The reasons are as obvious as the antecdotes his former players carry with them.

Alexander, for instance, vividly remembers Parchman's reaction when one of his receivers was penalized for clipping during a 1996 game against El Paso Franklin.

When the receiver came to the sideline, Alexander remembers Parchman asking him, "Why did you clip him?"

The receiver responded, "He pushed me in the back."

With his trademark glare, Parchman tersely said, "Well, you ain't going to have to push him no more because you're going to be way back on the sideline."

"He had more words than I can tell you," Alexander says. "He's the type that if you don't cross him, you'll do OK with him. He's a good man. Once you get to know him, he's one of those big cuddly bears."

Parchman's personality continues to mark his current team, which features senior running back Cedric Benson, considered to be one of the best running backs in Texas high school history.

Parchman calls him "the best player in the nation." In the summer, Benson became the first high school player to grace the cover of Texas Football since the magazine's inception in 1960. Benson has made an oral commitment to play next year at the University of Texas and is trying to lead Lee to its sixth straight playoff appearance under Parchman despite two losses in its first six games, including one to West Monroe, La. in a nationally celebrated interstate game in September.

Lee's 25-game winning streak snapped with the 36-8 loss against West Monroe - a game that Parchman says left a "bad taste" in his mouth and not just because his team lost.

Before the game, he says, West Monroe agreed to have out-of-state officials referee the game. When they got there, he says the officials were not only from Louisiana, they were from Monroe.

"Basically, they said, 'If you don't like it, get on the bus and leave,'" Parchman says. After driving eight hours in the pouring rain to get there, that wasn't an option. "We also had a return clause in there for them to play a return game (in Midland) the following year. At the same time, they told us they weren't going to honor that commitment."

Make no mistake, however. Parchman isn't trying to blame defeat on officials or outside forces. "They had a good team," Parchman says. Just don't expect him to see him venturing too far away from West Texas any time soon.

Parchman was born there, played there (as a defensive lineman at Cisco College) and graduated from Texas Tech.
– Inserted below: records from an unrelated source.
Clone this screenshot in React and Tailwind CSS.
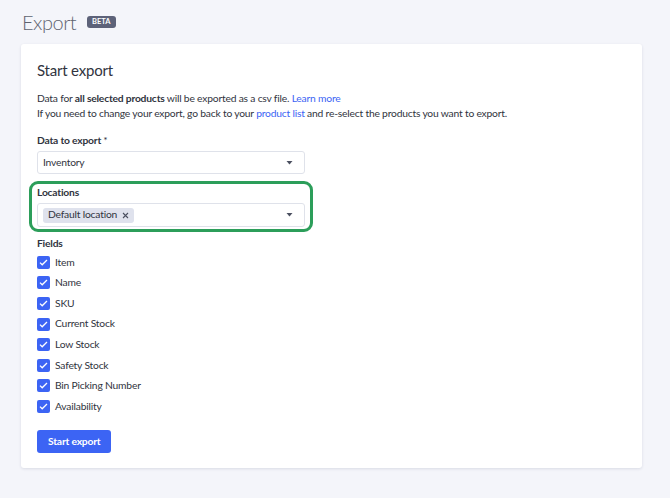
import { useState } from "react";

const fields = [
  "Item",
  "Name",
  "SKU",
  "Current Stock",
  "Low Stock",
  "Safety Stock",
  "Bin Picking Number",
  "Availability",
];

function Caret() {
  return (
    <svg width="7" height="4" viewBox="0 0 7 4" className="shrink-0">
      <path d="M0.5 0h6L3.5 3.6z" fill="#4b5060" />
    </svg>
  );
}

function Check() {
  return (
    <span className="w-[13px] h-[13px] rounded-[2px] bg-[#3c64f4] flex items-center justify-center shrink-0">
      <svg width="9" height="7" viewBox="0 0 9 7">
        <path d="M1 3.6l2.2 2.2L8 1" fill="none" stroke="white" strokeWidth="1.3" />
      </svg>
    </span>
  );
}

export default function App() {
  const [checked] = useState(fields);

  return (
    <div
      className="w-[670px] h-[498px] bg-[#f4f5fa] overflow-hidden text-[#313440] text-[10.3px] tracking-[-0.2px]"
      style={{ fontFamily: "Lato, 'Open Sans', sans-serif" }}
    >
      {/* Header */}
      <div className="flex items-center gap-[11px] pl-[22px] pt-[9px] h-[35px]">
        <span className="text-[20px] font-light text-[#5e6370] leading-none tracking-[-0.5px]">Export</span>
        <span className="bg-[#5d6279] text-white text-[7.5px] font-bold rounded-[3px] px-[5px] py-[2.5px] leading-none tracking-normal">
          BETA
        </span>
      </div>

      {/* Card */}
      <div className="ml-[21px] mt-[9px] w-[621px] h-[424px] bg-white rounded-[3px] shadow-[0_1px_3px_rgba(30,40,80,0.12)] px-[16px] pt-[16px] flex flex-col">
        <h2 className="text-[15px] leading-[20px] tracking-[-0.2px]">Start export</h2>

        <p className="mt-[11px] leading-[15px]">
          Data for <span className="font-bold">all selected products</span> will be exported as a csv file.{" "}
          <span className="text-[#3c64f4]">Learn more</span>
        </p>
        <p className="leading-[15px]">
          If you need to change your export, go back to your{" "}
          <span className="text-[#3c64f4]">product list</span> and re-select the products you want to export.
        </p>

        <label className="mt-[12px] leading-[15px] font-bold">
          Data to export <span className="font-normal">*</span>
        </label>
        <div className="mt-[3px] w-[268px] h-[23px] border border-[#dfe2ea] rounded-[3px] flex items-center justify-between pl-[5px] pr-[11px]">
          <span>Inventory</span>
          <Caret />
        </div>

        {/* Locations (highlighted) */}
        <div className="mt-[7px] -ml-[8px] w-[284px] border-[3px] border-[#2c9e5a] rounded-[9px] px-[5px] pt-[1px] pb-[2px]">
          <div className="leading-[15px] font-bold">Locations</div>
          <div className="mt-[3px] h-[24px] border border-[#dfe2ea] rounded-[3px] flex items-center justify-between pl-[5px] pr-[11px]">
            <span className="h-[15px] bg-[#dfe2ed] rounded-[3px] flex items-center gap-[5px] px-[5px]">
              Default location
              <svg width="7" height="7" viewBox="0 0 7 7">
                <path d="M1 1l5 5M6 1L1 6" stroke="#4b5060" strokeWidth="1.1" />
              </svg>
            </span>
            <Caret />
          </div>
        </div>

        <div className="mt-[4px] leading-[15px] font-bold">Fields</div>
        <div className="flex flex-col mt-[1px]">
          {checked.map((f) => (
            <div key={f} className="h-[20.6px] flex items-center gap-[5px]">
              <Check />
              <span>{f}</span>
            </div>
          ))}
        </div>

        <button className="mt-[13px] self-start h-[23px] px-[11px] bg-[#3c64f4] text-white font-bold rounded-[3px]">
          Start export
        </button>
      </div>
    </div>
  );
}
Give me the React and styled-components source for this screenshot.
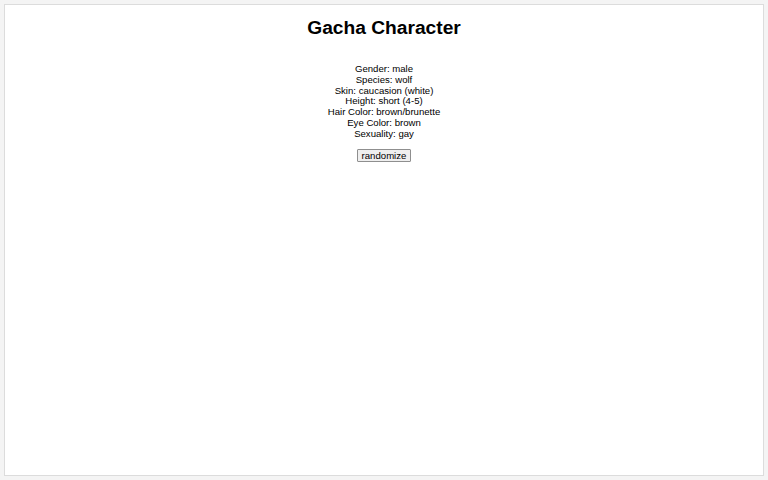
import React, { useState } from 'react';
import styled, { createGlobalStyle } from 'styled-components';

const GlobalStyle = createGlobalStyle`
	html, body {
		margin: 0;
		background-color: #f4f4f4;
	}
	body {
		padding: 4px;
		font-family: "Liberation Sans", Arial, sans-serif;
		color: #000;
	}
`;

const Page = styled.div`
	height: 472px;
	box-sizing: border-box;
	background-color: #fff;
	border: 1px solid #dcdcdc;
	display: flex;
	flex-direction: column;
	align-items: center;
	padding-top: 12px;
`;

const Title = styled.h1`
	margin: 0 0 25px 0;
	font-size: 19.2px;
	font-weight: bold;
	line-height: 22px;
`;

const Traits = styled.div`
	display: flex;
	flex-direction: column;
	align-items: center;
	font-size: 9.6px;
	line-height: 10.8px;
`;

const Trait = styled.div`
	white-space: nowrap;
`;

const Button = styled.button`
	margin-top: 9px;
	height: 13px;
	padding: 0 4px;
	font-family: "Liberation Sans", Arial, sans-serif;
	font-size: 9.6px;
	line-height: 11px;
	color: #000;
	background-color: #efefef;
	border: 1px solid #8f8f8f;
	border-radius: 1px;
	cursor: pointer;
`;

const options = {
	Gender: ['male', 'female', 'nonbinary'],
	Species: ['wolf', 'fox', 'cat', 'dragon', 'rabbit'],
	Skin: ['caucasion (white)', 'tan', 'dark', 'pale'],
	Height: ['short (4-5)', 'average (5-6)', 'tall (6-7)'],
	'Hair Color': ['brown/brunette', 'blonde', 'black', 'red'],
	'Eye Color': ['brown', 'blue', 'green', 'hazel'],
	Sexuality: ['gay', 'straight', 'bi', 'pan'],
};

const initial = {
	Gender: 'male',
	Species: 'wolf',
	Skin: 'caucasion (white)',
	Height: 'short (4-5)',
	'Hair Color': 'brown/brunette',
	'Eye Color': 'brown',
	Sexuality: 'gay',
};

const pick = (list) => list[Math.floor(Math.random() * list.length)];

export default function App() {
	const [character, setCharacter] = useState(initial);

	const randomize = () => {
		const next = {};
		Object.keys(options).forEach((key) => {
			next[key] = pick(options[key]);
		});
		setCharacter(next);
	};

	return (
		<>
			<GlobalStyle />
			<Page>
				<Title>Gacha Character</Title>
				<Traits>
					{Object.keys(character).map((key) => (
						<Trait key={key}>
							{key}: {character[key]}
						</Trait>
					))}
				</Traits>
				<Button onClick={randomize}>randomize</Button>
			</Page>
		</>
	);
}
Parchman is married to Diane and they have two children, Annie and Sarah, both of whom attend their father's alma mater.

Parchman doesn't see himself leaving Lee to coach at another high school, but says he'd be interested in a coaching a college team if the right one called at the right time.

For now, though, Lee is the only job he wants. In a funny sort of way, he dreamed about it way back when.

"When I first got into athletics in junior high, I thought, 'What a neat deal,'" Parchman says. "These coaches get paid for doing something I'd love to do. I knew right then it was something I had an interest in. I wanted to get out and do something besides drive a tractor."

With a touch of his Texan-style humor, Parchman then pauses and says, "At the same time, there are other times I wish out there on that John Deere." Brent Schrotenboer, a sports writer at the Lubbock Avalanche-Journal, is a regular contributor to American Football Monthly.

BIG DADDY

Gordon Wood is the winningest high school football coach in Texas history. At 86, his zest for the game still runs strong.

By Brent Schrotenboer

There are coaches, there are heroes, and there are legends.

Then there's Gordon Wood, the most successful high school football coach in the history of the football-obsessed Lone Star State.

Wood retired in 1985 with a career record of 405 wins, 88 losses and 12 ties. His victory total ranks best in Texas history and is tied for second-best nationally behind John McKissick, who has more than 450 career wins and was still coaching this season in Summerville, S.C.

Wood won two state championships in Stamford, Texas and seven more in Brownwood, Texas, where he coached for 25 years before retiring at age 71. He was known for the Wing-T offense and ran it for most of his career, which began in 1938.

Fifteen years into his retirement, Wood still lives in Brownwood with his wife of 56 years, Katharine, whom he privately calls the secret of his success.

"More coaches fail because of their wives than any other reason," he says. "I really believe this. Furthermore, if you accept that, then you've got to accept that if you succeed, they're largely responsible. Lots of women can't be coaches' wives. They can't put up with it."

Katharine put up with it for decades. They married in 1944 when he served in the Navy, and then he bounced around to several jobs before working his way to Stamford, where he was hired for a salary of $4,900.

He won two state championships there in 1955 and 1956 before getting the job that made him famous in Brownwood, which had won only one district championship in the 40 years before Wood was hired in 1960. Brownwood has since named its stadium "Gordon Wood Stadium."

He still sits in the press box during almost every home game, keeping himself "as busy as ever" at age 86. An author is currently writing a book about his life, and Wood still gets calls from coaches seeking advice.

"He's one of the icons in our business," says John Parchman, head coach at Lee High School in Midland, Texas. "He's the old warrior. He's one of those kinds of guys I hope to be like. He's been out of the business for some time now but still keeps up with what's going on in our profession."

He does it despite a recent stroke, an artificial hip, a triple bypass in 1990 and a "low-key" diabetes problem.

"I lead a normal life," Wood says. "I've cut back on cookies. Otherwise, I eat everything I want. My health is real good. I'm so thankful."

Wood, who was born as the youngest of eight children in south Taylor County, Texas, has two children and two grandchildren. He also has a sense of humor.

Asked how often he looks back on his career, Wood says, "I look back all the time. I look back and can't believe how stupid a coach I was at times. I lost ball games and can't believe the things I did."

But, he quickly adds, he has no major regrets.

"If I could have changed my life, I still sure would have been a coach."